Recorded information:

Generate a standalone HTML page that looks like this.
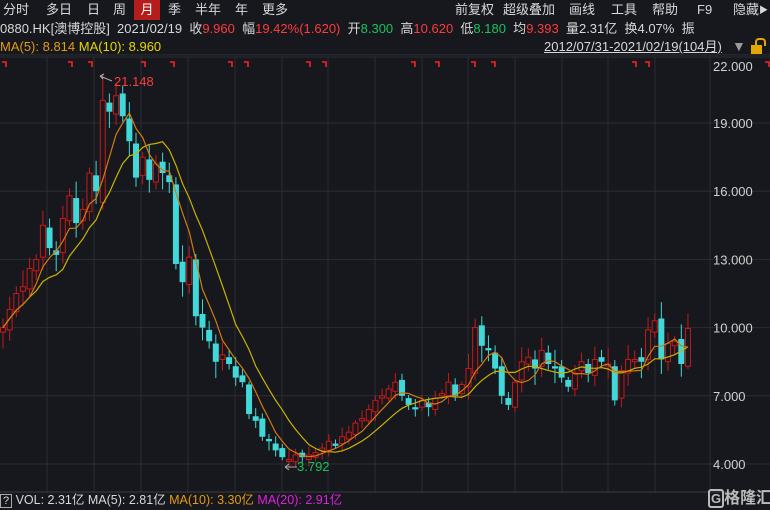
<!DOCTYPE html>
<html><head><meta charset="utf-8"><style>
body{margin:0;width:770px;height:509px;overflow:hidden;background:#16181d;font-family:"Liberation Sans","Noto Sans CJK SC",sans-serif;color:#d8d8d8;position:relative}
.t{position:absolute;white-space:nowrap;font-size:13px}
.tabs span{position:absolute;top:0;height:20px;line-height:20px;font-size:13px;color:#d8d8d8}
.r{color:#ff3b3b}.g{color:#19c35a}.o{color:#e49a12}.y{color:#e6d600}.m{color:#e01fe0}
</style></head><body>
<div class="tabs">
<span style="left:3px">分时</span><span style="left:46px">多日</span><span style="left:87px">日</span><span style="left:113px">周</span>
<span style="left:134px;width:26px;background:#b51c1c;text-align:center;color:#fff">月</span>
<span style="left:168px">季</span><span style="left:195px">半年</span><span style="left:235px">年</span><span style="left:262px">更多</span>
<span style="left:455px">前复权</span><span style="left:503px">超级叠加</span><span style="left:569px">画线</span><span style="left:611px">工具</span><span style="left:652px">帮助</span><span style="left:697px">F9</span><span style="left:733px">隐藏<span style="font-size:9px">▶</span></span>
</div>
<div class="t" style="left:0;top:20px;height:18px;line-height:18px">0880.HK[澳博控股] &nbsp;2021/02/19 &nbsp;收<span class="r">9.960</span> &nbsp;幅<span class="r">19.42%(1.620)</span> &nbsp;开<span class="g">8.300</span> &nbsp;高<span class="r">10.620</span> &nbsp;低<span class="g">8.180</span> &nbsp;均<span class="r">9.393</span> &nbsp;量2.31亿 &nbsp;换4.07% &nbsp;振</div>
<div class="t" style="left:0;top:38px;height:18px;line-height:18px"><span class="o">MA(5): 8.814</span> <span class="y">MA(10): 8.960</span></div>
<div class="t" style="left:544px;top:38px;height:18px;line-height:18px;text-decoration:underline">2012/07/31-2021/02/19(104月)</div>
<div class="t" style="left:732px;top:38px;color:#999;font-size:14px">▼</div>
<div style="position:absolute;left:751px;top:45px;width:11px;height:9px;background:#e0a800"></div>
<div style="position:absolute;left:755px;top:38px;width:7px;height:6px;border:2px solid #e0a800;border-bottom:none;border-radius:4px 4px 0 0"></div>
<svg id="c" width="770" height="509" style="position:absolute;left:0;top:0"></svg>
<div class="t" style="left:0;top:492px;height:17px;line-height:17px;font-size:12.5px"><span style="border:1px solid #aaa;padding:0 2px;font-size:11px">?</span> VOL: 2.31亿 MA(5): 2.81亿 <span class="o">MA(10): 3.30亿</span> <span class="m">MA(20): 2.91亿</span></div>
<div class="t" style="left:708px;top:484px;font-size:16px;font-weight:bold;color:#bbb"><span style="border:2px solid #bbb;border-radius:3px;padding:0 1px;font-size:13px">G</span>格隆汇</div>
<script>
var C=[10.0,10.8,11.5,11.8,12.6,13.0,14.5,13.5,13.2,14.8,15.8,14.6,15.2,16.8,16.0,20.0,19.5,20.2,19.3,18.2,16.6,17.5,16.5,17.2,16.8,16.4,12.8,12.0,13.1,10.5,10.0,9.4,8.5,8.8,8.4,7.8,7.6,6.2,5.9,5.2,5.0,4.6,4.3,4.2,4.4,4.3,4.4,4.5,4.7,5.0,4.8,5.2,5.4,5.8,6.0,6.4,6.8,7.0,7.3,7.6,7.0,6.6,6.4,6.8,6.5,6.9,7.1,7.6,7.0,7.5,8.2,10.0,9.2,9.0,8.2,7.0,6.6,7.6,8.5,8.7,8.2,9.0,8.4,8.2,7.8,7.4,8.0,8.5,8.0,8.6,8.5,8.4,6.8,8.1,8.6,8.6,8.5,9.9,10.3,8.6,9.3,9.4,8.4,9.96];
var Y=function(p){return 464-(p-4)*22.73},X=function(i){return 3+i*6.65};
var s='';
var gx=[47,94,141,188,235,282,328,375,422,468,515,562,608,655];
gx.forEach(function(x){s+='<line x1="'+x+'" y1="57" x2="'+x+'" y2="492" stroke="#2a2d33"/>'});
s+='<line x1="710" y1="57" x2="710" y2="492" stroke="#2a2d33"/>';
[22,19,16,13,10,7,4].forEach(function(p){var y=Y(p);s+='<line x1="0" y1="'+y+'" x2="770" y2="'+y+'" stroke="#2a2d33"/>';s+='<text x="713" y="'+(p==22?71:y+5)+'" fill="#d0d0d0" font-size="13" font-family="Liberation Sans">'+p.toFixed(3)+'</text>'});
s+='<line x1="0" y1="492" x2="770" y2="492" stroke="#3a3d44"/><line x1="0" y1="57" x2="770" y2="57" stroke="#2a2d33"/>';
[2,68,88,141,170,228,244,306,322,411,435,471,491,632,645,765].forEach(function(x){s+='<path d="M'+x+' 62h4v5" stroke="#ff2020" stroke-width="1.6" fill="none"/>'});
var wk=[0.5,0.7,0.4,0.9,0.6,0.3,0.8,0.5];
for(var i=0;i<C.length;i++){var c=C[i],o=i?C[i-1]+(i%3==0?0.1:-0.1):9.8;if(i==15)o=15.5;if(i==71)o=8.0;if(i==97)o=8.6;if(i==103)o=8.3;
var hi=Math.max(o,c)+wk[i%8]*(c>8?0.8:0.45),lo=Math.min(o,c)-wk[(i+3)%8]*(c>8?0.8:0.45);if(i==15)hi=21.148;if(i==43)lo=3.792;if(i==103){hi=10.62;lo=8.18}
var x=X(i),up=c>=o,col=up?'#c81818':'#40d8d8';var yt=Y(Math.max(o,c)),yb=Y(Math.min(o,c));if(yb-yt<2)yb=yt+2;
s+='<line x1="'+x+'" y1="'+Y(hi)+'" x2="'+x+'" y2="'+Y(lo)+'" stroke="'+col+'"/>';
if(up)s+='<rect x="'+(x-2.5)+'" y="'+yt+'" width="5" height="'+(yb-yt)+'" fill="#16181d" stroke="'+col+'"/>';
else s+='<rect x="'+(x-3)+'" y="'+yt+'" width="6" height="'+(yb-yt)+'" fill="'+col+'"/>';}
function ma(n,col){var d='';for(var i=0;i<C.length;i++){var a=0,k=0;for(var j=Math.max(0,i-n+1);j<=i;j++){a+=C[j];k++}d+=(i?'L':'M')+X(i).toFixed(1)+' '+Y(a/k).toFixed(1)}s+='<path d="'+d+'" stroke="'+col+'" fill="none" stroke-width="1.2"/>'}
ma(10,'#c9b300');ma(5,'#d27a10');
s+='<text x="114" y="86" fill="#ff3b3b" font-size="13" font-family="Liberation Sans">21.148</text><path d="M100 76l12 5M100 76l4-2M100 76l3 3" stroke="#aaa" fill="none"/>';
s+='<text x="297" y="471" fill="#19c35a" font-size="13" font-family="Liberation Sans">3.792</text><path d="M285 467h12M285 467l4-3M285 467l4 3" stroke="#aaa" fill="none"/>';
document.getElementById('c').innerHTML=s;
</script>
</body></html>
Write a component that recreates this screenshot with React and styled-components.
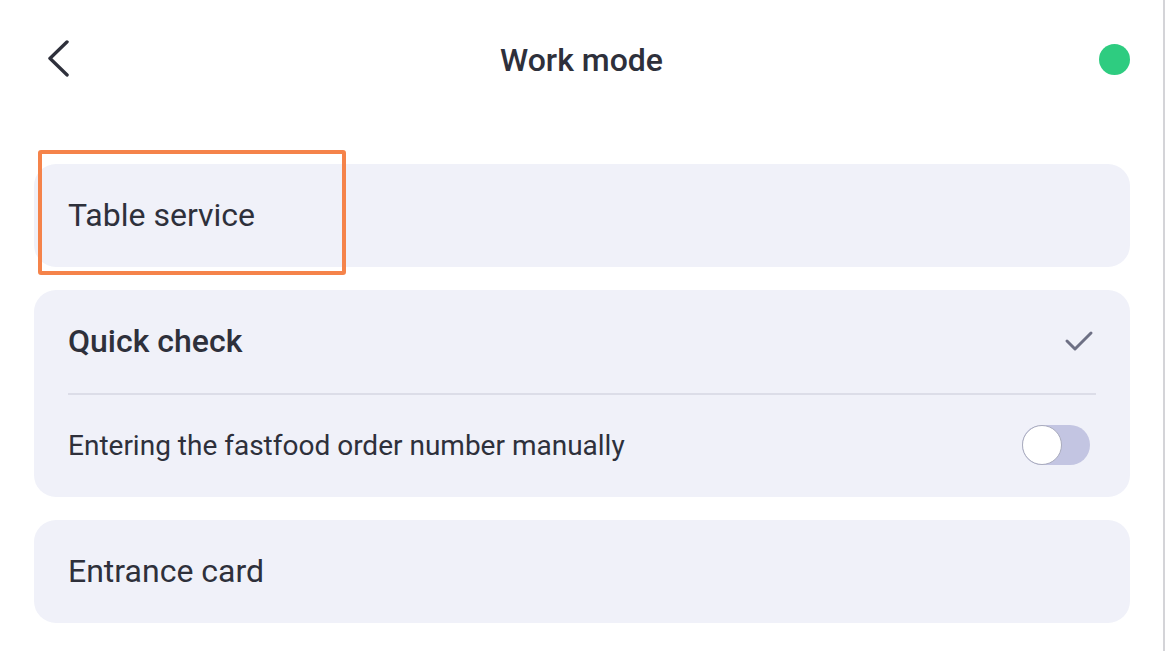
import * as React from 'react';
import styled, { createGlobalStyle } from 'styled-components';

const Global = createGlobalStyle`
  html, body {
    margin: 0;
    padding: 0;
    background: #ffffff;
  }
  body {
    font-family: Roboto, "Noto Sans", sans-serif;
    color: #2e303b;
  }
`;

const Page = styled.div`
  width: 1165px;
  height: 651px;
  box-sizing: border-box;
  position: relative;
  border-right: 2px solid #d4d4d8;
  overflow: hidden;
`;

const Header = styled.div`
  height: 119px;
  display: grid;
  grid-template-columns: 80px 1fr 80px;
  align-items: center;
  padding: 0 33px 0 45px;
  box-sizing: border-box;
`;

const BackButton = styled.div`
  display: flex;
  align-items: center;
  height: 40px;
`;

const Title = styled.div`
  text-align: center;
  font-size: 32px;
  font-weight: 500;
  color: #2e303b;
  padding-right: 12px;
`;

const StatusDot = styled.div`
  justify-self: end;
  width: 31px;
  height: 31px;
  border-radius: 50%;
  background: #2ecc80;
`;

const List = styled.div`
  display: flex;
  flex-direction: column;
  gap: 23px;
  padding: 45px 33px 0 34px;
`;

const Card = styled.div`
  background: #f0f1f9;
  border-radius: 22px;
  padding: 0 34px;
  display: flex;
  flex-direction: column;
`;

const Row = styled.div`
  height: ${(p) => p.h || 103}px;
  display: flex;
  align-items: center;
  justify-content: space-between;
  font-size: ${(p) => p.size || 32}px;
  font-weight: ${(p) => (p.bold ? 500 : 400)};
  color: #2e303b;
  padding-bottom: 2px;
  box-sizing: border-box;
`;

const Divider = styled.div`
  height: 2px;
  background: #dcdde8;
`;

const Toggle = styled.div`
  width: 68px;
  height: 40px;
  border-radius: 20px;
  background: #c3c5e2;
  position: relative;
  margin-right: 6px;
`;

const Thumb = styled.div`
  position: absolute;
  left: 0;
  top: 0;
  width: 40px;
  height: 40px;
  box-sizing: border-box;
  border-radius: 50%;
  background: #ffffff;
  border: 1.5px solid #a9abbd;
`;

const Highlight = styled.div`
  position: absolute;
  left: 38px;
  top: 150px;
  width: 308px;
  height: 125px;
  box-sizing: border-box;
  border: 4px solid #f5834a;
  border-radius: 3px;
  pointer-events: none;
`;

export default function App() {
  return (
    <>
      <Global />
      <Page>
        <Header>
          <BackButton>
            <svg width="40" height="40" viewBox="0 0 40 40">
              <path d="M28 2 L11 20 L28 38" fill="none" stroke="#2e303b" strokeWidth="3.5" strokeLinecap="round" strokeLinejoin="round" transform="translate(-6 0) scale(1 0.92)" />
            </svg>
          </BackButton>
          <Title>Work mode</Title>
          <StatusDot />
        </Header>
        <List>
          <Card>
            <Row>Table service</Row>
          </Card>
          <Card>
            <Row h={103} bold>
              Quick check
              <svg width="30" height="22" viewBox="0 0 30 22" style={{ marginRight: 2 }}>
                <path d="M3 11 L11 19 L27 3" fill="none" stroke="#6e7085" strokeWidth="3" strokeLinecap="round" strokeLinejoin="round" />
              </svg>
            </Row>
            <Divider />
            <Row h={102} size={28}>
              Entering the fastfood order number manually
              <Toggle>
                <Thumb />
              </Toggle>
            </Row>
          </Card>
          <Card>
            <Row>Entrance card</Row>
          </Card>
        </List>
        <Highlight />
      </Page>
    </>
  );
}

Task brief: The word "components" may appear on some lines. Report how many lines hold it, giving the number alone.

Written reply: 2